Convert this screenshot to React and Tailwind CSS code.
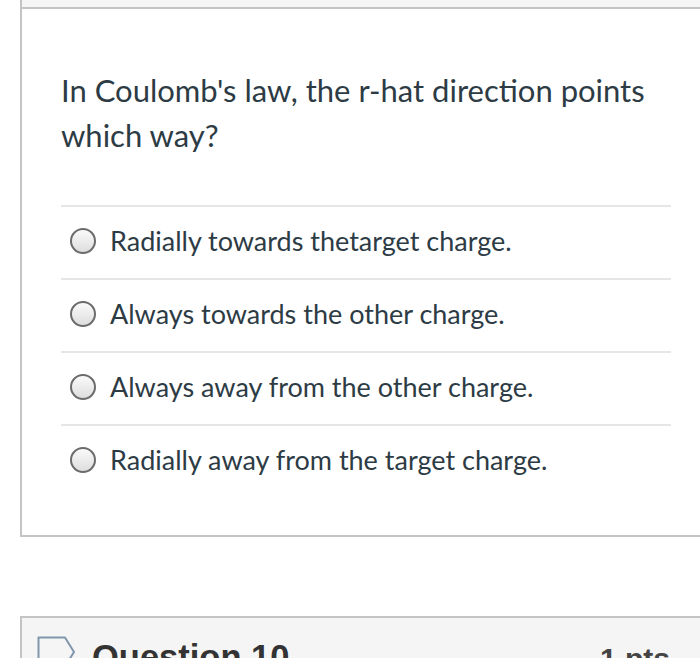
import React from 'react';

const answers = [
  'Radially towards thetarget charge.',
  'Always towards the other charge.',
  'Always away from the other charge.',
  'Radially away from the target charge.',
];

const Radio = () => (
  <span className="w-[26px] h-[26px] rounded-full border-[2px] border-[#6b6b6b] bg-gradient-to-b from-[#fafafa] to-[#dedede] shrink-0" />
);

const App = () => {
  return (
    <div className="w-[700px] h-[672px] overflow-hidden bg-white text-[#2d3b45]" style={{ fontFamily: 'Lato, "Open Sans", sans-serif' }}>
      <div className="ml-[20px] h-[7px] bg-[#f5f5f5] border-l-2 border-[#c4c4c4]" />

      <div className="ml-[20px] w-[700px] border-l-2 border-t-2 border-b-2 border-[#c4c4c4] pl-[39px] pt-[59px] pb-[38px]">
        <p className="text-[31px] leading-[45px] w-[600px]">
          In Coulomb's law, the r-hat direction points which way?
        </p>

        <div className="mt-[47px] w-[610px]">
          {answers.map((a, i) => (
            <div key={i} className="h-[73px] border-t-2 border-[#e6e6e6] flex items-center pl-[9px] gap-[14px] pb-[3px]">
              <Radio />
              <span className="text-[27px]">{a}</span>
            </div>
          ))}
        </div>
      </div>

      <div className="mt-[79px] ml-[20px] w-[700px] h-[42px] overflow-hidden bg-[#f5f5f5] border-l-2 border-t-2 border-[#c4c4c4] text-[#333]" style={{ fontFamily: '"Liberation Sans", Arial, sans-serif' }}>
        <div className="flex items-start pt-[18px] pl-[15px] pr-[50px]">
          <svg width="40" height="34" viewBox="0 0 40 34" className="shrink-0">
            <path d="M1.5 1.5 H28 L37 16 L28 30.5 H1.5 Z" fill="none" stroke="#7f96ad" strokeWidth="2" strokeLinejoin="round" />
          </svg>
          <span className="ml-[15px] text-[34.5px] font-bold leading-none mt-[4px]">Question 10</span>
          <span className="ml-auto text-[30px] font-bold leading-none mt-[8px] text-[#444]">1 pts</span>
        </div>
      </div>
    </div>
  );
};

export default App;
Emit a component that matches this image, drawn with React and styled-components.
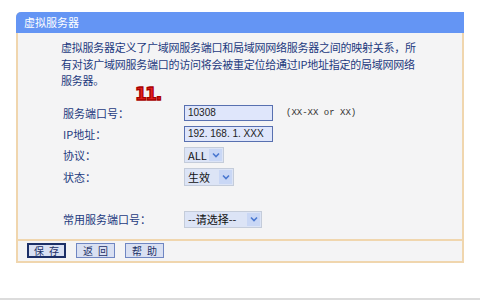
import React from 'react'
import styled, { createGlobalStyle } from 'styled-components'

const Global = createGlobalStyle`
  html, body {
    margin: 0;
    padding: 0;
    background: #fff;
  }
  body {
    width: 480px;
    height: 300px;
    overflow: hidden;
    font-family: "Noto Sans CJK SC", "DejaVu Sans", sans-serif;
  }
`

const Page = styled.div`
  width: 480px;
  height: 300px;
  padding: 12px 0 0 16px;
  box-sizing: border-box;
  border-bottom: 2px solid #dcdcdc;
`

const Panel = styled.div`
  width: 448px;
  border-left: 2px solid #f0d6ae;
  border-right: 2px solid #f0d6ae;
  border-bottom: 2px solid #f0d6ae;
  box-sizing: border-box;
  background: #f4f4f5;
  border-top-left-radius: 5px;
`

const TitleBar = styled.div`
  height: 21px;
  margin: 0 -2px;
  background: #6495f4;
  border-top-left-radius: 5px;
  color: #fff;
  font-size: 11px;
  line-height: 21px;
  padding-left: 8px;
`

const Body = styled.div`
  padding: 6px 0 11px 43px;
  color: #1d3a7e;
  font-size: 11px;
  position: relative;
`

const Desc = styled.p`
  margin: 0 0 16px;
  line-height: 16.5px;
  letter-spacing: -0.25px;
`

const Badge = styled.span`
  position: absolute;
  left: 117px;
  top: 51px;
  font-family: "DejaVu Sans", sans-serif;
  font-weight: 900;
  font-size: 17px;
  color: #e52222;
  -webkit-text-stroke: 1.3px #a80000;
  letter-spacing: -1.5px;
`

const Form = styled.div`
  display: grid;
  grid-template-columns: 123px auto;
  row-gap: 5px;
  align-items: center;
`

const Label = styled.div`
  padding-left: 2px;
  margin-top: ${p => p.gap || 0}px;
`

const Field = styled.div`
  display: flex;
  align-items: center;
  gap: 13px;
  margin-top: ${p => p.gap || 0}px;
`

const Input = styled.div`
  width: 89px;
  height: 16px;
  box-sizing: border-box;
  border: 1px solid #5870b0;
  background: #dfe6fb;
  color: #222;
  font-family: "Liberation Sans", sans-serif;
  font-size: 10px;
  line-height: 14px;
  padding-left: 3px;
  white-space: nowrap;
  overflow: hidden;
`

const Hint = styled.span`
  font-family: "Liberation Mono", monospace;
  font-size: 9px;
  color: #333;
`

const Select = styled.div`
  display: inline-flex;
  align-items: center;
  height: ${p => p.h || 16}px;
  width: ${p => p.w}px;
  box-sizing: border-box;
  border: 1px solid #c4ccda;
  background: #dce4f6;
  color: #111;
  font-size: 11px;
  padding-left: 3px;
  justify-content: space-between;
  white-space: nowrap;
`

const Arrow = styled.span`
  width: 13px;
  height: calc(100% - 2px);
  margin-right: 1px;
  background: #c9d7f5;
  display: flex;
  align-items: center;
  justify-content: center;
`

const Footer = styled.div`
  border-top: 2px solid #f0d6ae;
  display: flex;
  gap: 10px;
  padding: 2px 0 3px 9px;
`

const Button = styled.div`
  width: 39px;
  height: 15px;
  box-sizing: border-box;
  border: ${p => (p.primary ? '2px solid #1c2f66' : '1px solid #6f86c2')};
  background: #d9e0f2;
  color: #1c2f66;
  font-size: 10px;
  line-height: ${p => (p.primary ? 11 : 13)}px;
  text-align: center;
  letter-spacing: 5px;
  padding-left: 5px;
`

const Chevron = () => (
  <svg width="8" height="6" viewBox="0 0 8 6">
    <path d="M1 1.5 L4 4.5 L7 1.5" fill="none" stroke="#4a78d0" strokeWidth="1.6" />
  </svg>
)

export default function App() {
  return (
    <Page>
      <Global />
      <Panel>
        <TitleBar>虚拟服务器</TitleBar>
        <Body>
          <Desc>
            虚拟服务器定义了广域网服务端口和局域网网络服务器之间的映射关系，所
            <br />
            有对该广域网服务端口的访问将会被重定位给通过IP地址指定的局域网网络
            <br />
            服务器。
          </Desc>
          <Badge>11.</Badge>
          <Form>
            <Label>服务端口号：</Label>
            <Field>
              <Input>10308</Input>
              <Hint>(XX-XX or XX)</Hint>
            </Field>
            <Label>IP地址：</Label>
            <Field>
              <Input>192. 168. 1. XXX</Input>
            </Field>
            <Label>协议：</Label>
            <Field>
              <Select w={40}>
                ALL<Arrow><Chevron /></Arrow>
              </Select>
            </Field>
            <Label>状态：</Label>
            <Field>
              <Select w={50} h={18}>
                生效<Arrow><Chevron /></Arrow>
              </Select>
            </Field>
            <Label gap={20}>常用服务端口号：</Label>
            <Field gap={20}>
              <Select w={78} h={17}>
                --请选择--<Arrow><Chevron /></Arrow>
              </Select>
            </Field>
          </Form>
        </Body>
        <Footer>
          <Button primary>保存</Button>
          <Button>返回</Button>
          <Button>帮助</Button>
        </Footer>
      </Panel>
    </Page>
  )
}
+ + +
Without the pictures, print the whole listing exactly as given.

Convert this screenshot to React and Tailwind CSS code.
import React from 'react';

const answers = [
  'Radially towards thetarget charge.',
  'Always towards the other charge.',
  'Always away from the other charge.',
  'Radially away from the target charge.',
];

const Radio = () => (
  <span className="w-[26px] h-[26px] rounded-full border-[2px] border-[#6b6b6b] bg-gradient-to-b from-[#fafafa] to-[#dedede] shrink-0" />
);

const App = () => {
  return (
    <div className="w-[700px] h-[672px] overflow-hidden bg-white text-[#2d3b45]" style={{ fontFamily: 'Lato, "Open Sans", sans-serif' }}>
      <div className="ml-[20px] h-[7px] bg-[#f5f5f5] border-l-2 border-[#c4c4c4]" />

      <div className="ml-[20px] w-[700px] border-l-2 border-t-2 border-b-2 border-[#c4c4c4] pl-[39px] pt-[59px] pb-[38px]">
        <p className="text-[31px] leading-[45px] w-[600px]">
          In Coulomb's law, the r-hat direction points which way?
        </p>

        <div className="mt-[47px] w-[610px]">
          {answers.map((a, i) => (
            <div key={i} className="h-[73px] border-t-2 border-[#e6e6e6] flex items-center pl-[9px] gap-[14px] pb-[3px]">
              <Radio />
              <span className="text-[27px]">{a}</span>
            </div>
          ))}
        </div>
      </div>

      <div className="mt-[79px] ml-[20px] w-[700px] h-[42px] overflow-hidden bg-[#f5f5f5] border-l-2 border-t-2 border-[#c4c4c4] text-[#333]" style={{ fontFamily: '"Liberation Sans", Arial, sans-serif' }}>
        <div className="flex items-start pt-[18px] pl-[15px] pr-[50px]">
          <svg width="40" height="34" viewBox="0 0 40 34" className="shrink-0">
            <path d="M1.5 1.5 H28 L37 16 L28 30.5 H1.5 Z" fill="none" stroke="#7f96ad" strokeWidth="2" strokeLinejoin="round" />
          </svg>
          <span className="ml-[15px] text-[34.5px] font-bold leading-none mt-[4px]">Question 10</span>
          <span className="ml-auto text-[30px] font-bold leading-none mt-[8px] text-[#444]">1 pts</span>
        </div>
      </div>
    </div>
  );
};

export default App;
Emit a component that matches this image, drawn with React and styled-components.
import React from 'react'
import styled, { createGlobalStyle } from 'styled-components'

const Global = createGlobalStyle`
  html, body {
    margin: 0;
    padding: 0;
    background: #fff;
  }
  body {
    width: 480px;
    height: 300px;
    overflow: hidden;
    font-family: "Noto Sans CJK SC", "DejaVu Sans", sans-serif;
  }
`

const Page = styled.div`
  width: 480px;
  height: 300px;
  padding: 12px 0 0 16px;
  box-sizing: border-box;
  border-bottom: 2px solid #dcdcdc;
`

const Panel = styled.div`
  width: 448px;
  border-left: 2px solid #f0d6ae;
  border-right: 2px solid #f0d6ae;
  border-bottom: 2px solid #f0d6ae;
  box-sizing: border-box;
  background: #f4f4f5;
  border-top-left-radius: 5px;
`

const TitleBar = styled.div`
  height: 21px;
  margin: 0 -2px;
  background: #6495f4;
  border-top-left-radius: 5px;
  color: #fff;
  font-size: 11px;
  line-height: 21px;
  padding-left: 8px;
`

const Body = styled.div`
  padding: 6px 0 11px 43px;
  color: #1d3a7e;
  font-size: 11px;
  position: relative;
`

const Desc = styled.p`
  margin: 0 0 16px;
  line-height: 16.5px;
  letter-spacing: -0.25px;
`

const Badge = styled.span`
  position: absolute;
  left: 117px;
  top: 51px;
  font-family: "DejaVu Sans", sans-serif;
  font-weight: 900;
  font-size: 17px;
  color: #e52222;
  -webkit-text-stroke: 1.3px #a80000;
  letter-spacing: -1.5px;
`

const Form = styled.div`
  display: grid;
  grid-template-columns: 123px auto;
  row-gap: 5px;
  align-items: center;
`

const Label = styled.div`
  padding-left: 2px;
  margin-top: ${p => p.gap || 0}px;
`

const Field = styled.div`
  display: flex;
  align-items: center;
  gap: 13px;
  margin-top: ${p => p.gap || 0}px;
`

const Input = styled.div`
  width: 89px;
  height: 16px;
  box-sizing: border-box;
  border: 1px solid #5870b0;
  background: #dfe6fb;
  color: #222;
  font-family: "Liberation Sans", sans-serif;
  font-size: 10px;
  line-height: 14px;
  padding-left: 3px;
  white-space: nowrap;
  overflow: hidden;
`

const Hint = styled.span`
  font-family: "Liberation Mono", monospace;
  font-size: 9px;
  color: #333;
`

const Select = styled.div`
  display: inline-flex;
  align-items: center;
  height: ${p => p.h || 16}px;
  width: ${p => p.w}px;
  box-sizing: border-box;
  border: 1px solid #c4ccda;
  background: #dce4f6;
  color: #111;
  font-size: 11px;
  padding-left: 3px;
  justify-content: space-between;
  white-space: nowrap;
`

const Arrow = styled.span`
  width: 13px;
  height: calc(100% - 2px);
  margin-right: 1px;
  background: #c9d7f5;
  display: flex;
  align-items: center;
  justify-content: center;
`

const Footer = styled.div`
  border-top: 2px solid #f0d6ae;
  display: flex;
  gap: 10px;
  padding: 2px 0 3px 9px;
`

const Button = styled.div`
  width: 39px;
  height: 15px;
  box-sizing: border-box;
  border: ${p => (p.primary ? '2px solid #1c2f66' : '1px solid #6f86c2')};
  background: #d9e0f2;
  color: #1c2f66;
  font-size: 10px;
  line-height: ${p => (p.primary ? 11 : 13)}px;
  text-align: center;
  letter-spacing: 5px;
  padding-left: 5px;
`

const Chevron = () => (
  <svg width="8" height="6" viewBox="0 0 8 6">
    <path d="M1 1.5 L4 4.5 L7 1.5" fill="none" stroke="#4a78d0" strokeWidth="1.6" />
  </svg>
)

export default function App() {
  return (
    <Page>
      <Global />
      <Panel>
        <TitleBar>虚拟服务器</TitleBar>
        <Body>
          <Desc>
            虚拟服务器定义了广域网服务端口和局域网网络服务器之间的映射关系，所
            <br />
            有对该广域网服务端口的访问将会被重定位给通过IP地址指定的局域网网络
            <br />
            服务器。
          </Desc>
          <Badge>11.</Badge>
          <Form>
            <Label>服务端口号：</Label>
            <Field>
              <Input>10308</Input>
              <Hint>(XX-XX or XX)</Hint>
            </Field>
            <Label>IP地址：</Label>
            <Field>
              <Input>192. 168. 1. XXX</Input>
            </Field>
            <Label>协议：</Label>
            <Field>
              <Select w={40}>
                ALL<Arrow><Chevron /></Arrow>
              </Select>
            </Field>
            <Label>状态：</Label>
            <Field>
              <Select w={50} h={18}>
                生效<Arrow><Chevron /></Arrow>
              </Select>
            </Field>
            <Label gap={20}>常用服务端口号：</Label>
            <Field gap={20}>
              <Select w={78} h={17}>
                --请选择--<Arrow><Chevron /></Arrow>
              </Select>
            </Field>
          </Form>
        </Body>
        <Footer>
          <Button primary>保存</Button>
          <Button>返回</Button>
          <Button>帮助</Button>
        </Footer>
      </Panel>
    </Page>
  )
}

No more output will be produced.